Our Shared Future:

Social and Economic Perspectives

August 2025

Life Expectancy: A Health Status Indicator and Beyond

Te Tai Tokerau Maori exhibits the lowest life expectancy outcomes for both tane and wahine. However, since the 2005-2007 period, there has been an increase of 3.1 years for men and 2.5 years for women. And the gap in life span has narrowed from 4.7 years in 2005-2007 to 4.1 years in 2022-2024.

But despite Tai Tokerau having similar high levels of deprivation compared with Gisborne and the Hawkes Bay (as an indicator of a relative standard of living), the gains in our tane life expectancy (3.1 years) remain significantly lower than those in Gisborne (4.7 years) and Hawkes’ Bay (3.6 years). For wahine, the difference stands at 3.9 years and 3.0 years, respectively.

Why life expectancy matters between regions?

A shorter life expectancy usually reflects higher rates of preventable illness, chronic disease, or injury. It can highlight unequal access to healthcare or differences in quality of care.

Life expectancy is strongly shaped by income, education, employment, and housing. And regional differences can reveal inequities — for example, more deprived areas often have shorter life expectancy.

If one region has a significantly lower life expectancy than another, it signals inequality in opportunities to live a long and healthy life. Comparing regions helps identify where gaps are, and where to act to improve health and wellbeing.

Advocating and reminding policymakers to target resources where they are needed most - in Te Tai Tokerau remain a priority. It also means we need to continually look at interventions that could work better for our whanau, changes like Te Ao Marama, Enabling Communities and Te Pae Oranga.

Economic Outlook

Economic recovery is anticipated to be slow and gradual. The much-anticipated data for the June quarter GDP will not be available until September 18.

Although the NZ Activity Index is not a direct predictor of GDP, it provides insights into certain leading indicators. For the June 2025 quarter, it showed a 1.8% increase in activity compared to the decline of 0.9% in the June 2024 quarter. Positive trends were noted in the manufacturing index (includes dairy manufacturing), grid demand, and both heavy and light traffic movements. However, electronic card transaction (EFTPOS Credit Card) activity and job advertisements decreased, alongside a rise in jobseeker numbers.

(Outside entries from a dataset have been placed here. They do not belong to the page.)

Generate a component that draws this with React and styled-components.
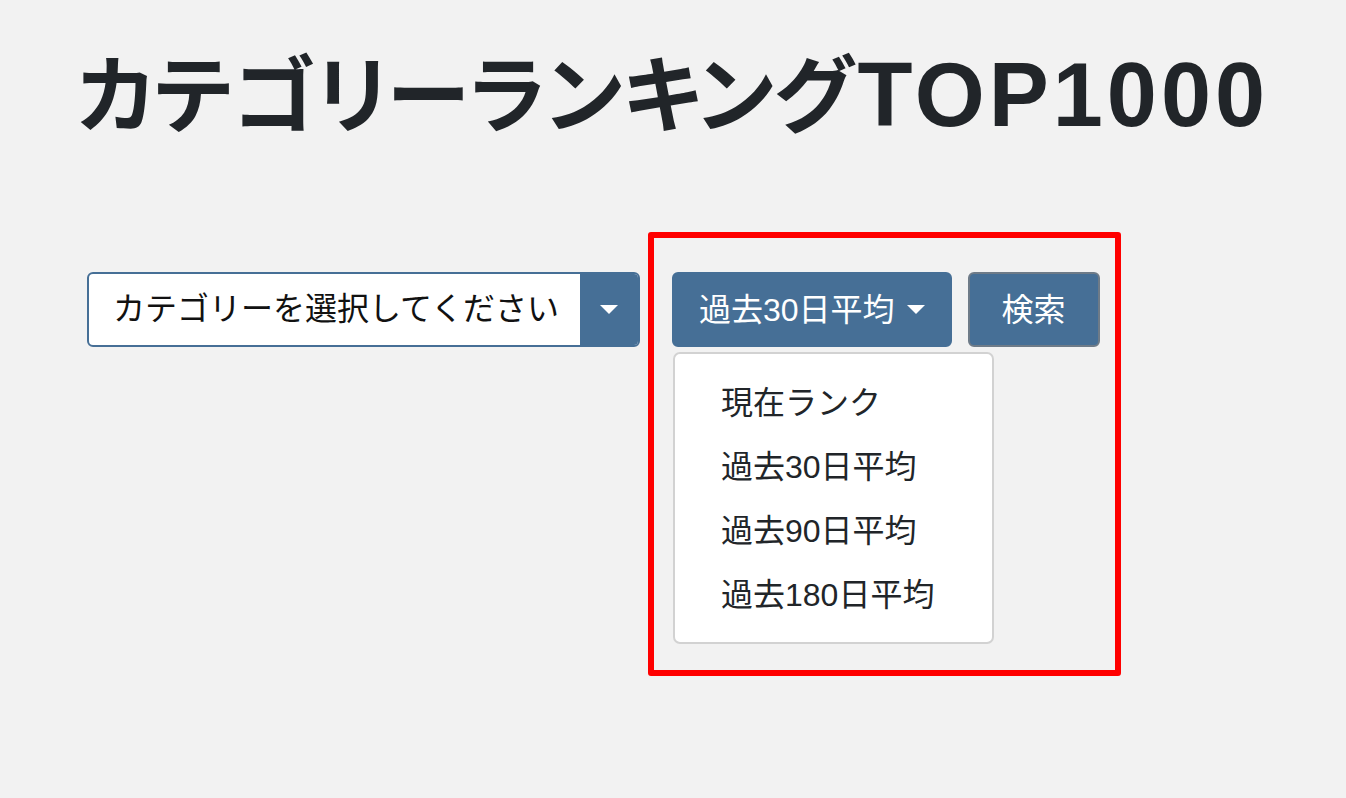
import React from 'react';
import styled, { createGlobalStyle } from 'styled-components';

const GlobalStyle = createGlobalStyle`
  html, body {
    margin: 0;
    padding: 0;
    background: #f2f2f2;
    font-family: "Liberation Sans", "Noto Sans CJK JP", sans-serif;
    color: #212529;
  }
`;

const Page = styled.div`
  width: 1346px;
  height: 798px;
  background: #f2f2f2;
  overflow: hidden;
`;

const Title = styled.h1`
  margin: 0;
  padding-top: 41px;
  text-align: center;
  font-family: "Noto Sans CJK JP", sans-serif;
  font-size: 84px;
  line-height: 98px;
  font-weight: 700;
  color: #212529;
  font-feature-settings: "palt";
`;

const Latin = styled.span`
  font-family: "Liberation Sans", sans-serif;
  font-size: 90px;
  letter-spacing: 4px;
  margin-left: 4px;
`;

const Controls = styled.div`
  display: flex;
  align-items: flex-start;
  padding-left: 87px;
  margin-top: 128px;
`;

const Select = styled.div`
  display: flex;
  width: 553px;
  height: 75px;
  box-sizing: border-box;
  border: 2px solid #466f96;
  border-radius: 6px;
  overflow: hidden;
  background: #fff;
`;

const SelectText = styled.div`
  flex: 1;
  padding-left: 24px;
  font-size: 32px;
  line-height: 71px;
  color: #111;
`;

const SelectArrow = styled.div`
  width: 58px;
  background: #466f96;
  display: flex;
  align-items: center;
  justify-content: center;
`;

const Caret = styled.span`
  display: inline-block;
  width: 0;
  height: 0;
  border-left: 9.6px solid transparent;
  border-right: 9.6px solid transparent;
  border-top: 9.6px solid #fff;
  margin-left: ${(p) => p.$gap || 0}px;
`;

const Group = styled.div`
  position: relative;
  display: flex;
  gap: 16px;
  margin-left: 32px;
`;

const Button = styled.button`
  display: flex;
  align-items: center;
  height: 75px;
  box-sizing: border-box;
  padding: 0 ${(p) => p.$pad}px;
  border: 2px solid ${(p) => p.$border};
  border-radius: 6px;
  background: #466f96;
  color: #fff;
  font-family: inherit;
  font-size: 32px;
  line-height: 48px;
`;

const Highlight = styled.div`
  position: absolute;
  left: -24px;
  top: -40px;
  width: 473px;
  height: 444px;
  box-sizing: border-box;
  border: 6px solid #ff0000;
  border-radius: 3px;
  pointer-events: none;
`;

const Menu = styled.ul`
  position: absolute;
  left: 1px;
  top: 80px;
  width: 321px;
  box-sizing: border-box;
  margin: 0;
  padding: 17px 0 15px;
  list-style: none;
  background: #fff;
  border: 2px solid #d2d2d2;
  border-radius: 7px;
`;

const MenuItem = styled.li`
  padding: 8px 46px;
  font-size: 32px;
  line-height: 48px;
  color: #212529;
`;

const options = ['現在ランク', '過去30日平均', '過去90日平均', '過去180日平均'];

const App = () => {
  return (
    <Page>
      <GlobalStyle />
      <Title>
        カテゴリーランキング<Latin>TOP1000</Latin>
      </Title>
      <Controls>
        <Select>
          <SelectText>カテゴリーを選択してください</SelectText>
          <SelectArrow>
            <Caret />
          </SelectArrow>
        </Select>
        <Group>
          <Button $pad={25} $border="#466f96">
            過去30日平均
            <Caret $gap={12} />
          </Button>
          <Button $pad={32} $border="#6e7b88">検索</Button>
          <Menu>
            {options.map((o) => (
              <MenuItem key={o}>{o}</MenuItem>
            ))}
          </Menu>
          <Highlight />
        </Group>
      </Controls>
    </Page>
  );
};

export default App;
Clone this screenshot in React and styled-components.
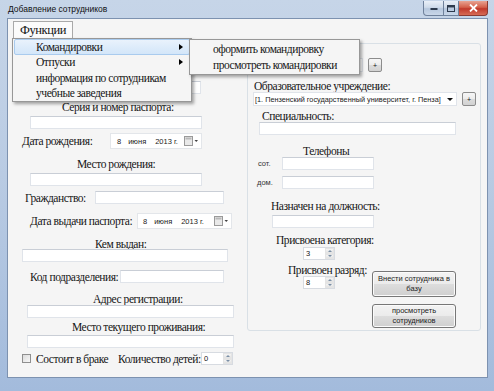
import React from 'react';
import styled, { createGlobalStyle } from 'styled-components';

const GlobalStyle = createGlobalStyle`
  html, body {
    margin: 0;
    padding: 0;
    background: #ffffff;
  }
  body {
    width: 494px;
    height: 391px;
    overflow: hidden;
  }
`;

const sans = '"Liberation Sans", Arial, sans-serif';

const Window = styled.div`
  width: 494px;
  height: 391px;
  box-sizing: border-box;
  display: flex;
  flex-direction: column;
  background: linear-gradient(180deg, #c6d5e8 0%, #b9cbe3 45%, #a3bbdc 100%);
  font-family: "Liberation Serif", "Times New Roman", serif;
  color: #151515;
`;

const TitleBar = styled.div`
  height: 18px;
  flex-shrink: 0;
  display: flex;
  justify-content: space-between;
  padding-left: 8px;
`;

const Title = styled.div`
  font-family: ${sans};
  font-size: 8.5px;
  line-height: 19px;
  color: #101010;
`;

const Caption = styled.div`
  display: flex;
  margin: 1px 6px 0 0;
  height: 15px;
`;

const CaptionButton = styled.div`
  width: ${p => p.$w}px;
  height: 15px;
  box-sizing: border-box;
  display: flex;
  align-items: center;
  justify-content: center;
  border: 1px solid ${p => (p.$close ? '#8a3a32' : '#6f819b')};
  border-top: none;
  border-left: ${p => (p.$first ? '1px solid #6f819b' : 'none')};
  border-radius: ${p => (p.$first ? '0 0 0 4px' : p.$close ? '0 0 4px 0' : '0')};
  background: ${p =>
    p.$close
      ? 'linear-gradient(180deg, #e8a493 0%, #d4604a 45%, #c0392b 55%, #d66b55 100%)'
      : 'linear-gradient(180deg, #e9eff7 0%, #cfdbea 45%, #b6c7dd 55%, #c9d7e9 100%)'};
`;

const Client = styled.div`
  flex: 1;
  margin: 0 6px 13px 7px;
  border: 1px solid #7d92b0;
  background: #f5f5f5;
  display: flex;
  flex-direction: column;
  position: relative;
`;

const MenuBar = styled.div`
  height: 21px;
  flex-shrink: 0;
  display: flex;
  padding-left: 5px;
  position: relative;
  z-index: 5;
`;

const MenuHead = styled.div`
  position: relative;
  margin-top: 2px;
  height: 17px;
  box-sizing: border-box;
  padding: 0 6px;
  border: 1px solid #a9a9a9;
  border-bottom: none;
  background: #fbfbfb;
  font-size: 12.5px;
  letter-spacing: -0.4px;
  line-height: 16px;
`;

const Dropdown = styled.div`
  position: absolute;
  top: 100%;
  left: ${p => p.$left}px;
  width: ${p => p.$w}px;
  box-sizing: border-box;
  border: 1px solid #979797;
  background: #f5f5f5;
  padding: ${p => p.$pad || 0}px 0;
  box-shadow: 2px 2px 3px rgba(0, 0, 0, 0.35);
  font-size: 11.5px;
  letter-spacing: -0.45px;
`;

const SubMenu = styled(Dropdown)`
  top: -1px;
  left: 100%;
`;

const MenuItem = styled.div`
  position: relative;
  height: ${p => p.$h}px;
  box-sizing: border-box;
  display: flex;
  align-items: center;
  padding-left: 21px;
  margin: 0 1px;
  border: 1px solid ${p => (p.$active ? '#a9cbee' : 'transparent')};
  border-radius: 2px;
  background: ${p => (p.$active ? 'linear-gradient(180deg, #e9f2fc 0%, #d3e6f9 100%)' : 'transparent')};
  white-space: nowrap;
`;

const SubArrow = styled.span`
  position: absolute;
  right: 6px;
  top: 50%;
  margin-top: -3px;
  width: 0;
  height: 0;
  border-left: 4px solid #000;
  border-top: 3px solid transparent;
  border-bottom: 3px solid transparent;
`;

const Body = styled.div`
  display: flex;
  align-items: flex-start;
`;

const Column = styled.div`
  width: ${p => p.$w}px;
  flex-shrink: 0;
  display: flex;
  flex-direction: column;
  padding-top: ${p => p.$pt || 0}px;
  margin-top: ${p => p.$mt || 0}px;
`;

const GroupBox = styled.div`
  width: 234px;
  box-sizing: border-box;
  margin-top: 3px;
  padding-bottom: 2px;
  border: 1px solid #d9e0e6;
  border-radius: 3px;
  display: flex;
  flex-direction: column;
`;

const Split = styled.div`
  display: flex;
  align-items: flex-start;
`;

const Label = styled.div`
  flex-shrink: 0;
  margin-left: ${p => p.$ml || 0}px;
  margin-top: ${p => p.$mt || 0}px;
  width: ${p => (p.$w ? `${p.$w}px` : 'auto')};
  height: 12px;
  font-size: 11.5px;
  letter-spacing: -0.45px;
  line-height: 12px;
  white-space: nowrap;
`;

const SmallLabel = styled.div`
  flex-shrink: 0;
  width: ${p => p.$w}px;
  font-family: ${sans};
  font-size: 7.5px;
  color: #333;
`;

const Row = styled.div`
  display: flex;
  align-items: ${p => p.$align || 'center'};
  margin-left: ${p => p.$ml || 0}px;
  margin-top: ${p => p.$mt || 0}px;
`;

const TextBox = styled.div`
  flex-shrink: 0;
  box-sizing: border-box;
  width: ${p => p.$w}px;
  height: 13px;
  margin-left: ${p => p.$ml || 0}px;
  margin-top: ${p => p.$mt || 0}px;
  background: #ffffff;
  border: 1px solid #e0e4ea;
  border-top-color: #c9ced6;
`;

const Picker = styled.div`
  flex-shrink: 0;
  box-sizing: border-box;
  width: ${p => p.$w}px;
  height: 16px;
  display: flex;
  align-items: center;
  background: #ffffff;
  border: 1px solid #e3e6ea;
  font-family: ${sans};
  font-size: 7.5px;
  color: #222;
`;

const DatePart = styled.span`
  margin-left: ${p => p.$ml}px;
  white-space: nowrap;
`;

const Combo = styled.div`
  flex-shrink: 0;
  box-sizing: border-box;
  width: ${p => p.$w}px;
  height: 14px;
  margin-left: ${p => p.$ml || 0}px;
  padding-left: 1px;
  display: flex;
  align-items: center;
  justify-content: space-between;
  background: #ffffff;
  border: 1px solid #e0e4ea;
  font-family: ${sans};
  font-size: 7.3px;
  white-space: nowrap;
  color: #222;
`;

const ComboArrow = styled.span`
  margin-right: 3px;
  width: 0;
  height: 0;
  border-top: 3px solid #111;
  border-left: 3px solid transparent;
  border-right: 3px solid transparent;
`;

const PlusButton = styled.div`
  flex-shrink: 0;
  box-sizing: border-box;
  width: 14px;
  height: 14px;
  margin-left: ${p => p.$ml}px;
  display: flex;
  align-items: center;
  justify-content: center;
  border: 1px solid #8c8c8c;
  border-radius: 2px;
  background: linear-gradient(180deg, #f6f6f6 0%, #ececec 50%, #dcdcdc 51%, #d2d2d2 100%);
  font-family: ${sans};
  font-size: 7px;
  line-height: 7px;
`;

const Spinner = styled.div`
  flex-shrink: 0;
  box-sizing: border-box;
  width: 32px;
  height: 13px;
  margin-left: ${p => p.$ml || 0}px;
  margin-top: ${p => p.$mt || 0}px;
  display: flex;
  justify-content: space-between;
  background: #ffffff;
  border: 1px solid #d7dbe1;
  font-family: ${sans};
  font-size: 7.5px;
  line-height: 11px;
  letter-spacing: 0;
  padding-left: 2px;
`;

const SpinButtons = styled.div`
  width: 9px;
  display: flex;
  flex-direction: column;
`;

const SpinHalf = styled.div`
  flex: 1;
  display: flex;
  align-items: center;
  justify-content: center;
  background: linear-gradient(180deg, #f4f4f4, #e2e2e2);
  border: 1px solid #e4e4e4;
  box-sizing: border-box;
`;

const Tri = styled.span`
  width: 0;
  height: 0;
  border-left: 2px solid transparent;
  border-right: 2px solid transparent;
  ${p => (p.$up ? 'border-bottom: 2px solid #7b8fa6;' : 'border-top: 2px solid #7b8fa6;')}
`;

const Button = styled.div`
  box-sizing: border-box;
  width: 84px;
  height: ${p => p.$h}px;
  margin-top: ${p => p.$mt}px;
  display: flex;
  align-items: center;
  justify-content: center;
  text-align: center;
  padding: 0 4px;
  border: 1px solid #777777;
  border-radius: 3px;
  background: linear-gradient(180deg, #f3f3f3 0%, #ebebeb 50%, #dddddd 51%, #cfcfcf 100%);
  box-shadow: inset 0 0 0 1px #fbfbfb;
  font-family: ${sans};
  font-size: 7.5px;
  line-height: 10px;
  color: #222;
`;

const CheckBox = styled.div`
  flex-shrink: 0;
  box-sizing: border-box;
  width: 9px;
  height: 9px;
  border: 1px solid #8f8f8f;
  background: linear-gradient(135deg, #dcdcdc 0%, #f7f7f7 100%);
`;

const CalendarIcon = () => (
  <svg width="15" height="10" viewBox="0 0 15 10" style={{ marginLeft: 'auto', marginRight: 2 }}>
    <rect x="0.5" y="0.5" width="8" height="9" fill="#e9e9e9" stroke="#9a9a9a" />
    <rect x="1.5" y="1.5" width="6" height="2" fill="#b9b9b9" />
    <path d="M10.5 4 L14 4 L12.25 6 Z" fill="#444" />
  </svg>
);

const MinimizeGlyph = () => (
  <svg width="8" height="6" viewBox="0 0 8 6">
    <rect x="0.5" y="3" width="7" height="2" fill="#2d3a4d" />
  </svg>
);

const MaximizeGlyph = () => (
  <svg width="8" height="7" viewBox="0 0 8 7">
    <rect x="0.5" y="0.5" width="7" height="6" fill="none" stroke="#2d3a4d" />
    <rect x="1" y="1" width="6" height="1.5" fill="#2d3a4d" />
  </svg>
);

const CloseGlyph = () => (
  <svg width="9" height="8" viewBox="0 0 9 8">
    <path d="M1 0.5 L8 7.5 M8 0.5 L1 7.5" stroke="#ffffff" strokeWidth="1.8" />
  </svg>
);

const DateField = ({ w, offsets }) => (
  <Picker $w={w}>
    <DatePart $ml={offsets[0]}>8</DatePart>
    <DatePart $ml={offsets[1]}>июня</DatePart>
    <DatePart $ml={offsets[2]}>2013 г.</DatePart>
    <CalendarIcon />
  </Picker>
);

const NumberField = ({ value, ml, mt }) => (
  <Spinner $ml={ml} $mt={mt}>
    {value}
    <SpinButtons>
      <SpinHalf>
        <Tri $up />
      </SpinHalf>
      <SpinHalf>
        <Tri />
      </SpinHalf>
    </SpinButtons>
  </Spinner>
);

export default function App() {
  return (
    <>
      <GlobalStyle />
      <Window>
        <TitleBar>
          <Title>Добавление сотрудников</Title>
          <Caption>
            <CaptionButton $w={21} $first>
              <MinimizeGlyph />
            </CaptionButton>
            <CaptionButton $w={15}>
              <MaximizeGlyph />
            </CaptionButton>
            <CaptionButton $w={29} $close>
              <CloseGlyph />
            </CaptionButton>
          </Caption>
        </TitleBar>

        <Client>
          <MenuBar>
            <MenuHead>
              Функции
              <Dropdown $left={-2} $w={180}>
                <MenuItem $h={15.5} $active>
                  Командировки
                  <SubArrow />
                  <SubMenu $w={171} $pad={1}>
                    <MenuItem $h={16}>оформить командировку</MenuItem>
                    <MenuItem $h={16}>просмотреть командировки</MenuItem>
                  </SubMenu>
                </MenuItem>
                <MenuItem $h={15.5}>
                  Отпуски
                  <SubArrow />
                </MenuItem>
                <MenuItem $h={15.5}>информация по сотрудникам</MenuItem>
                <MenuItem $h={15.5}>учебные заведения</MenuItem>
              </Dropdown>
            </MenuHead>
          </MenuBar>

          <Body>
            <Column $w={239} $pt={34}>
              <TextBox $ml={22} $mt={7} $w={171} />
              <Label $ml={54} $mt={7}>Серия и номер паспорта:</Label>
              <TextBox $ml={22} $mt={3} $w={172} />
              <Row $ml={14} $mt={4}>
                <Label $w={88}>Дата рождения:</Label>
                <DateField w={92} offsets={[6, 7, 9]} />
              </Row>
              <Label $ml={69} $mt={9}>Место рождения:</Label>
              <TextBox $ml={22} $mt={3} $w={172} />
              <Row $ml={17} $mt={5} $align="flex-end">
                <Label $w={70}>Гражданство:</Label>
                <TextBox $w={129} />
              </Row>
              <Row $ml={22} $mt={9}>
                <Label $w={107}>Дата выдачи паспорта:</Label>
                <DateField w={95} offsets={[5, 7, 9]} />
              </Row>
              <Label $ml={87} $mt={9}>Кем выдан:</Label>
              <TextBox $ml={14} $mt={-1} $w={206} />
              <Row $ml={22} $mt={8} $align="flex-end">
                <Label $w={90}>Код подразделения:</Label>
                <TextBox $w={104} />
              </Row>
              <Label $ml={85} $mt={10}>Адрес регистрации:</Label>
              <TextBox $ml={19} $w={207} />
              <Label $ml={64} $mt={3}>Место текущего проживания:</Label>
              <TextBox $ml={19} $mt={2} $w={207} />
              <Row $ml={14} $mt={4}>
                <CheckBox />
                <Label $ml={5} $w={82}>Состоит в браке</Label>
                <Label $w={83}>Количество детей:</Label>
                <NumberField value="0" />
              </Row>
            </Column>

            <GroupBox>
              <Row $ml={5} $mt={14}>
                <Combo $w={110} />
                <PlusButton $ml={5}>+</PlusButton>
              </Row>
              <Label $ml={6} $mt={8}>Образовательное учреждение:</Label>
              <Row $ml={5}>
                <Combo $w={204}>
                  [1. Пензенский государственный университет, г. Пенза]
                  <ComboArrow />
                </Combo>
                <PlusButton $ml={5}>+</PlusButton>
              </Row>
              <Label $ml={14} $mt={4}>Специальность:</Label>
              <TextBox $ml={11} $w={197} />
              <Label $ml={55} $mt={10}>Телефоны</Label>
              <Row $ml={10}>
                <SmallLabel $w={24}>сот.</SmallLabel>
                <TextBox $w={92} />
              </Row>
              <Row $ml={9} $mt={6}>
                <SmallLabel $w={25}>дом.</SmallLabel>
                <TextBox $w={92} />
              </Row>
              <Split>
                <Column $w={124}>
                  <Label $ml={23} $mt={11}>Назначен на должность:</Label>
                  <TextBox $ml={24} $mt={3} $w={102} />
                  <Label $ml={28} $mt={6}>Присвоена категория:</Label>
                  <NumberField value="3" ml={55} mt={1} />
                  <Label $ml={40} $mt={4}>Присвоен разряд:</Label>
                  <NumberField value="8" ml={55} />
                </Column>
                <Column $w={84}>
                  <Button $mt={82} $h={26}>Внести сотрудника в базу</Button>
                  <Button $mt={7} $h={24}>просмотреть сотрудников</Button>
                </Column>
              </Split>
            </GroupBox>
          </Body>
        </Client>
      </Window>
    </>
  );
}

The Reserve Bank's "Kiwi GDP" nowcasts predict a contraction for the June quarter, leading to a cut in the OCR, now at 3.0%, which has resulted in reductions in mortgage rates—offering some relief to some household budgets.

Many commentators and economists are adjusting their forecasts downward, emphasizing a more gradual recovery. Domestic inflation is expected to decrease as consumers exhibit cautious spending habits and heightened price sensitivity, which is understandable given the high costs of essential living expenses such as food, petrol, and electricity. The risk of imported inflation remains elevated due to geopolitical uncertainties, likely driven by increased costs for imported petrol and energy, as well as supply chain disruptions.

In recent years, NZ has fuelled growth through high migration and population gains, but net migration has sharply declined, with 70,600 Kiwis leaving in the year leading up to April 2025. Rising living and housing costs, along with job losses, are believed to be pushing people abroad.

Unemployment has reached 5.1% in the March quarter, with an even higher rate of 6.2% in Tai Tokerau. The number of individuals on Jobseeker benefits is also rising, now at 12,525, a steep increase since 2016. The combination of unemployment and the escalating cost of living significantly impacts the well-being of whanau.

On a positive note, the export sector—particularly in agricultural products such as meat and dairy—shows promise. Global commodity prices remain high, and it is thought that US tariff shocks for NZ are unlikely to reverse the sector's fortunes. However, risks persist as our other trading partners, including the UK and China, respond to even higher US tariffs, potentially dampening their own economies and reducing demand for NZ products.